→ **EXERCISE GOAL**
Output every line of the material exactly, omitting images.
-- START OF INFORMATION SUPPLIED --
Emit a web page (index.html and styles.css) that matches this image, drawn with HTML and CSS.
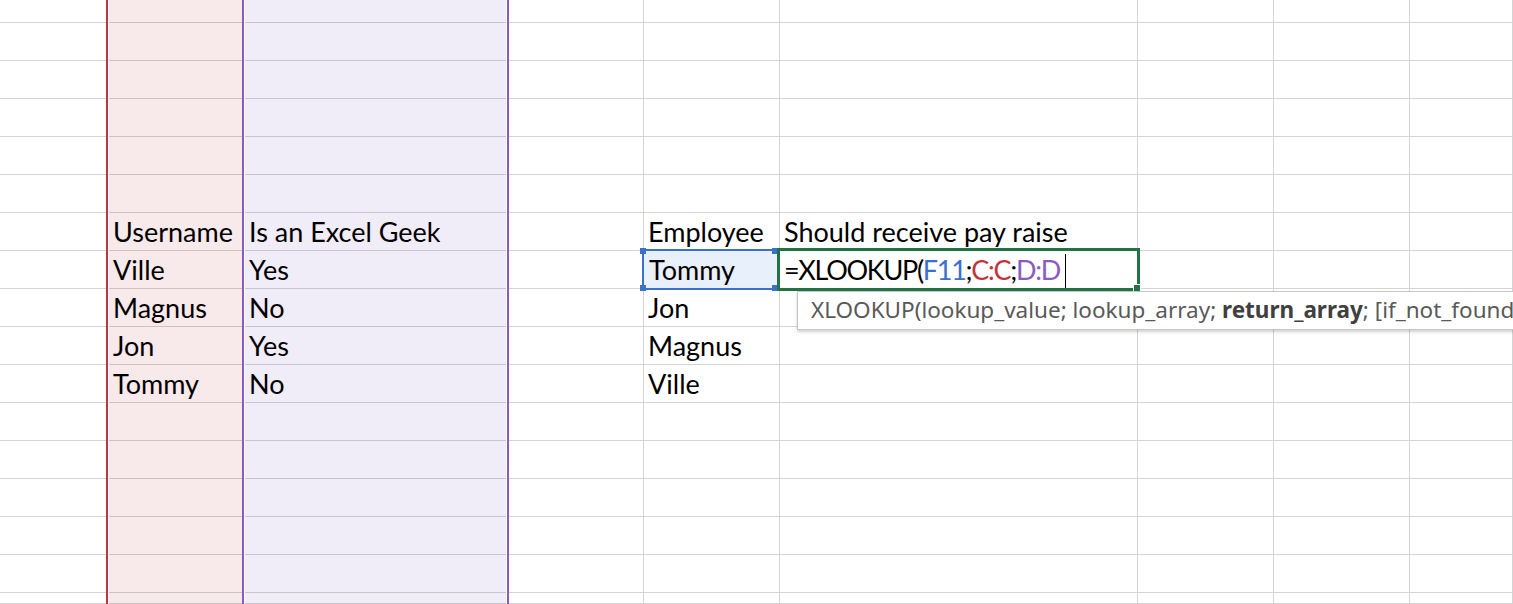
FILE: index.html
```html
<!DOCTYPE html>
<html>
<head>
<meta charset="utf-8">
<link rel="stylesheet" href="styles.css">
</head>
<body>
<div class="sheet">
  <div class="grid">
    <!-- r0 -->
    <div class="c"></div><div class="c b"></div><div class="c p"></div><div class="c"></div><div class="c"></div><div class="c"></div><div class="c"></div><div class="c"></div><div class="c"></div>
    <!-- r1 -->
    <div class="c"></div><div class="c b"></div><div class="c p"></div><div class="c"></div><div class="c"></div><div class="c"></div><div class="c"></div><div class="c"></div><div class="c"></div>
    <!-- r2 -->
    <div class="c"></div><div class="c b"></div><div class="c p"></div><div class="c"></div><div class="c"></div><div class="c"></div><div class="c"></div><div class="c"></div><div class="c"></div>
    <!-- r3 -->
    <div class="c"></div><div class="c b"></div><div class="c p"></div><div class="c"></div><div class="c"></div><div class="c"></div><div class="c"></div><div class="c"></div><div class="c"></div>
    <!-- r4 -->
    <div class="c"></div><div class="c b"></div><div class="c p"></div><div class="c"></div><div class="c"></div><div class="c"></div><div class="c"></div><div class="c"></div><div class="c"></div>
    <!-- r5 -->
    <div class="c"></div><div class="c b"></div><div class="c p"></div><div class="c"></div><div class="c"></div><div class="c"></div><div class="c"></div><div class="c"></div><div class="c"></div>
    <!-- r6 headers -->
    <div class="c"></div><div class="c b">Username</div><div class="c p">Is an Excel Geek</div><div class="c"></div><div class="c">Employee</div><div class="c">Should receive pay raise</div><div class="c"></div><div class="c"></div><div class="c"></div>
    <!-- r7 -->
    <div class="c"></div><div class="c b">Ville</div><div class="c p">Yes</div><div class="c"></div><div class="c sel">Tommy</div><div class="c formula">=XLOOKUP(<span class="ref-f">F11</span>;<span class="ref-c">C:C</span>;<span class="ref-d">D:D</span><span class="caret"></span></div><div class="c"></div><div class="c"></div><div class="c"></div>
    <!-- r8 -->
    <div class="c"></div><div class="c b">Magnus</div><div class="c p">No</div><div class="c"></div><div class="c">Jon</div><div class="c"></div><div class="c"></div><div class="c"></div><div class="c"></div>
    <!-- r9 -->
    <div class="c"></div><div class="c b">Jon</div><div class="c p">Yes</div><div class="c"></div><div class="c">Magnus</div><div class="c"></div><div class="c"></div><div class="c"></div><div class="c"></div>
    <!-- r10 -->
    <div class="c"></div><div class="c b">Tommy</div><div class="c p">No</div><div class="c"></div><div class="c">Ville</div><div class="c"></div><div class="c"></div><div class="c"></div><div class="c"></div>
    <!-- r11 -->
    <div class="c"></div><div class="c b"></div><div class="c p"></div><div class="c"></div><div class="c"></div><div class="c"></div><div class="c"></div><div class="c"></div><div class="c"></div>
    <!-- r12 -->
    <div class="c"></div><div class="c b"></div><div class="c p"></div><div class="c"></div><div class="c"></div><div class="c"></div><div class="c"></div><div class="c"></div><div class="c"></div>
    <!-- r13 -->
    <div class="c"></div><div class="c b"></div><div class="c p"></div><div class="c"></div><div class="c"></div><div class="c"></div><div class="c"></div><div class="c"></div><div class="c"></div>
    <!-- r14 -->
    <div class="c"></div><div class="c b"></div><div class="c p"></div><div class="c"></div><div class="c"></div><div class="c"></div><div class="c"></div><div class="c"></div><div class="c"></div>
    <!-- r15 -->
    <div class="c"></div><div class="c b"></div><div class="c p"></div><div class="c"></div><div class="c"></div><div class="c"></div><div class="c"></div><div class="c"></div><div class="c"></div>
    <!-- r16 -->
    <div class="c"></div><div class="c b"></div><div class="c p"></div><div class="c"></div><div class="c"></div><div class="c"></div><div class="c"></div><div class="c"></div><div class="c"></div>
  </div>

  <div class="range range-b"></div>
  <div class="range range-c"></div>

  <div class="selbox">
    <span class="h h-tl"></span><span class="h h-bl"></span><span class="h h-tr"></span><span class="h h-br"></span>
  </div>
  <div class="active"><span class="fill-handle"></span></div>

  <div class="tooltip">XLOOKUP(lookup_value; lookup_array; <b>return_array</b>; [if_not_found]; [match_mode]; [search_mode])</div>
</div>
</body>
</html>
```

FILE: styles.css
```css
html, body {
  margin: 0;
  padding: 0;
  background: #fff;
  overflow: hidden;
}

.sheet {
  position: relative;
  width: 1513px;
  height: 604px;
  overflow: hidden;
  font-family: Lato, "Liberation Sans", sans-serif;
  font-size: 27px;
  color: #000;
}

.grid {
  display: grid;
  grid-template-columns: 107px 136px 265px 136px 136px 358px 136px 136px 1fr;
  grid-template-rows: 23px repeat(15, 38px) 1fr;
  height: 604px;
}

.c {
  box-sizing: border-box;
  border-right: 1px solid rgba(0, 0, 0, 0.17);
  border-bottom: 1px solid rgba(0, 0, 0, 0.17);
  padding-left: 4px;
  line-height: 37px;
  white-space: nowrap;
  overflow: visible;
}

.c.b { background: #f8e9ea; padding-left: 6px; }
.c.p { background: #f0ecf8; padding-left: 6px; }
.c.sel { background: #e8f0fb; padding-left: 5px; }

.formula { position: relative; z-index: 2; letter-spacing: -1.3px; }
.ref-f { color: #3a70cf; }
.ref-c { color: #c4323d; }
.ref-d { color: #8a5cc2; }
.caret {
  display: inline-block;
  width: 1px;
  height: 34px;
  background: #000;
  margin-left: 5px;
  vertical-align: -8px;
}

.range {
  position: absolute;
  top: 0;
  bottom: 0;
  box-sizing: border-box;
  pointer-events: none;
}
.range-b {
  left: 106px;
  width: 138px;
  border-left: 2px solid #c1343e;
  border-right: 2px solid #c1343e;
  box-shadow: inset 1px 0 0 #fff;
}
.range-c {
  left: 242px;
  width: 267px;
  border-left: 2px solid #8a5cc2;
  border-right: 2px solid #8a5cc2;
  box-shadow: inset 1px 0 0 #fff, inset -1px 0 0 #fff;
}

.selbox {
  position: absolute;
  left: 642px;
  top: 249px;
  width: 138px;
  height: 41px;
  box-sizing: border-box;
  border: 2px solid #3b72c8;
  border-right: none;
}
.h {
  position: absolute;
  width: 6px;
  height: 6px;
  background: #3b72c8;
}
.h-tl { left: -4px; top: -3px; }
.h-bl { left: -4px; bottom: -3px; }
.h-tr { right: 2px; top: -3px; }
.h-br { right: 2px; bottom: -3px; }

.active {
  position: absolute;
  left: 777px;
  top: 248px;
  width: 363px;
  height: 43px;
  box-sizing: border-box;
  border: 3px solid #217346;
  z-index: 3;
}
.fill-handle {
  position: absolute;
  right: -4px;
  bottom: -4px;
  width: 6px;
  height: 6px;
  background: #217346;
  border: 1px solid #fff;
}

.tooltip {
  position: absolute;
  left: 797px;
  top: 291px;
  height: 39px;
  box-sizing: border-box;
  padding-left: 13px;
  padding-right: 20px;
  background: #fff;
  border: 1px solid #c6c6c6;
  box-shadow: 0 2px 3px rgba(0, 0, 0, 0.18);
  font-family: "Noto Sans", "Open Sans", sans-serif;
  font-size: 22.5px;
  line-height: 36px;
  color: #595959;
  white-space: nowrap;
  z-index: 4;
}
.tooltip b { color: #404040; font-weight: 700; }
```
-- END OF INFORMATION SUPPLIED --
→ **OUTPUT OF THE TASK**
Emit a web page (index.html and styles.css) that matches this image, drawn with HTML and CSS.
FILE: index.html
```html
<!DOCTYPE html>
<html>
<head>
<meta charset="utf-8">
<link rel="stylesheet" href="styles.css">
</head>
<body>
<div class="sheet">
  <div class="grid">
    <!-- r0 -->
    <div class="c"></div><div class="c b"></div><div class="c p"></div><div class="c"></div><div class="c"></div><div class="c"></div><div class="c"></div><div class="c"></div><div class="c"></div>
    <!-- r1 -->
    <div class="c"></div><div class="c b"></div><div class="c p"></div><div class="c"></div><div class="c"></div><div class="c"></div><div class="c"></div><div class="c"></div><div class="c"></div>
    <!-- r2 -->
    <div class="c"></div><div class="c b"></div><div class="c p"></div><div class="c"></div><div class="c"></div><div class="c"></div><div class="c"></div><div class="c"></div><div class="c"></div>
    <!-- r3 -->
    <div class="c"></div><div class="c b"></div><div class="c p"></div><div class="c"></div><div class="c"></div><div class="c"></div><div class="c"></div><div class="c"></div><div class="c"></div>
    <!-- r4 -->
    <div class="c"></div><div class="c b"></div><div class="c p"></div><div class="c"></div><div class="c"></div><div class="c"></div><div class="c"></div><div class="c"></div><div class="c"></div>
    <!-- r5 -->
    <div class="c"></div><div class="c b"></div><div class="c p"></div><div class="c"></div><div class="c"></div><div class="c"></div><div class="c"></div><div class="c"></div><div class="c"></div>
    <!-- r6 headers -->
    <div class="c"></div><div class="c b">Username</div><div class="c p">Is an Excel Geek</div><div class="c"></div><div class="c">Employee</div><div class="c">Should receive pay raise</div><div class="c"></div><div class="c"></div><div class="c"></div>
    <!-- r7 -->
    <div class="c"></div><div class="c b">Ville</div><div class="c p">Yes</div><div class="c"></div><div class="c sel">Tommy</div><div class="c formula">=XLOOKUP(<span class="ref-f">F11</span>;<span class="ref-c">C:C</span>;<span class="ref-d">D:D</span><span class="caret"></span></div><div class="c"></div><div class="c"></div><div class="c"></div>
    <!-- r8 -->
    <div class="c"></div><div class="c b">Magnus</div><div class="c p">No</div><div class="c"></div><div class="c">Jon</div><div class="c"></div><div class="c"></div><div class="c"></div><div class="c"></div>
    <!-- r9 -->
    <div class="c"></div><div class="c b">Jon</div><div class="c p">Yes</div><div class="c"></div><div class="c">Magnus</div><div class="c"></div><div class="c"></div><div class="c"></div><div class="c"></div>
    <!-- r10 -->
    <div class="c"></div><div class="c b">Tommy</div><div class="c p">No</div><div class="c"></div><div class="c">Ville</div><div class="c"></div><div class="c"></div><div class="c"></div><div class="c"></div>
    <!-- r11 -->
    <div class="c"></div><div class="c b"></div><div class="c p"></div><div class="c"></div><div class="c"></div><div class="c"></div><div class="c"></div><div class="c"></div><div class="c"></div>
    <!-- r12 -->
    <div class="c"></div><div class="c b"></div><div class="c p"></div><div class="c"></div><div class="c"></div><div class="c"></div><div class="c"></div><div class="c"></div><div class="c"></div>
    <!-- r13 -->
    <div class="c"></div><div class="c b"></div><div class="c p"></div><div class="c"></div><div class="c"></div><div class="c"></div><div class="c"></div><div class="c"></div><div class="c"></div>
    <!-- r14 -->
    <div class="c"></div><div class="c b"></div><div class="c p"></div><div class="c"></div><div class="c"></div><div class="c"></div><div class="c"></div><div class="c"></div><div class="c"></div>
    <!-- r15 -->
    <div class="c"></div><div class="c b"></div><div class="c p"></div><div class="c"></div><div class="c"></div><div class="c"></div><div class="c"></div><div class="c"></div><div class="c"></div>
    <!-- r16 -->
    <div class="c"></div><div class="c b"></div><div class="c p"></div><div class="c"></div><div class="c"></div><div class="c"></div><div class="c"></div><div class="c"></div><div class="c"></div>
  </div>

  <div class="range range-b"></div>
  <div class="range range-c"></div>

  <div class="selbox">
    <span class="h h-tl"></span><span class="h h-bl"></span><span class="h h-tr"></span><span class="h h-br"></span>
  </div>
  <div class="active"><span class="fill-handle"></span></div>

  <div class="tooltip">XLOOKUP(lookup_value; lookup_array; <b>return_array</b>; [if_not_found]; [match_mode]; [search_mode])</div>
</div>
</body>
</html>
```

FILE: styles.css
```css
html, body {
  margin: 0;
  padding: 0;
  background: #fff;
  overflow: hidden;
}

.sheet {
  position: relative;
  width: 1513px;
  height: 604px;
  overflow: hidden;
  font-family: Lato, "Liberation Sans", sans-serif;
  font-size: 27px;
  color: #000;
}

.grid {
  display: grid;
  grid-template-columns: 107px 136px 265px 136px 136px 358px 136px 136px 1fr;
  grid-template-rows: 23px repeat(15, 38px) 1fr;
  height: 604px;
}

.c {
  box-sizing: border-box;
  border-right: 1px solid rgba(0, 0, 0, 0.17);
  border-bottom: 1px solid rgba(0, 0, 0, 0.17);
  padding-left: 4px;
  line-height: 37px;
  white-space: nowrap;
  overflow: visible;
}

.c.b { background: #f8e9ea; padding-left: 6px; }
.c.p { background: #f0ecf8; padding-left: 6px; }
.c.sel { background: #e8f0fb; padding-left: 5px; }

.formula { position: relative; z-index: 2; letter-spacing: -1.3px; }
.ref-f { color: #3a70cf; }
.ref-c { color: #c4323d; }
.ref-d { color: #8a5cc2; }
.caret {
  display: inline-block;
  width: 1px;
  height: 34px;
  background: #000;
  margin-left: 5px;
  vertical-align: -8px;
}

.range {
  position: absolute;
  top: 0;
  bottom: 0;
  box-sizing: border-box;
  pointer-events: none;
}
.range-b {
  left: 106px;
  width: 138px;
  border-left: 2px solid #c1343e;
  border-right: 2px solid #c1343e;
  box-shadow: inset 1px 0 0 #fff;
}
.range-c {
  left: 242px;
  width: 267px;
  border-left: 2px solid #8a5cc2;
  border-right: 2px solid #8a5cc2;
  box-shadow: inset 1px 0 0 #fff, inset -1px 0 0 #fff;
}

.selbox {
  position: absolute;
  left: 642px;
  top: 249px;
  width: 138px;
  height: 41px;
  box-sizing: border-box;
  border: 2px solid #3b72c8;
  border-right: none;
}
.h {
  position: absolute;
  width: 6px;
  height: 6px;
  background: #3b72c8;
}
.h-tl { left: -4px; top: -3px; }
.h-bl { left: -4px; bottom: -3px; }
.h-tr { right: 2px; top: -3px; }
.h-br { right: 2px; bottom: -3px; }

.active {
  position: absolute;
  left: 777px;
  top: 248px;
  width: 363px;
  height: 43px;
  box-sizing: border-box;
  border: 3px solid #217346;
  z-index: 3;
}
.fill-handle {
  position: absolute;
  right: -4px;
  bottom: -4px;
  width: 6px;
  height: 6px;
  background: #217346;
  border: 1px solid #fff;
}

.tooltip {
  position: absolute;
  left: 797px;
  top: 291px;
  height: 39px;
  box-sizing: border-box;
  padding-left: 13px;
  padding-right: 20px;
  background: #fff;
  border: 1px solid #c6c6c6;
  box-shadow: 0 2px 3px rgba(0, 0, 0, 0.18);
  font-family: "Noto Sans", "Open Sans", sans-serif;
  font-size: 22.5px;
  line-height: 36px;
  color: #595959;
  white-space: nowrap;
  z-index: 4;
}
.tooltip b { color: #404040; font-weight: 700; }
```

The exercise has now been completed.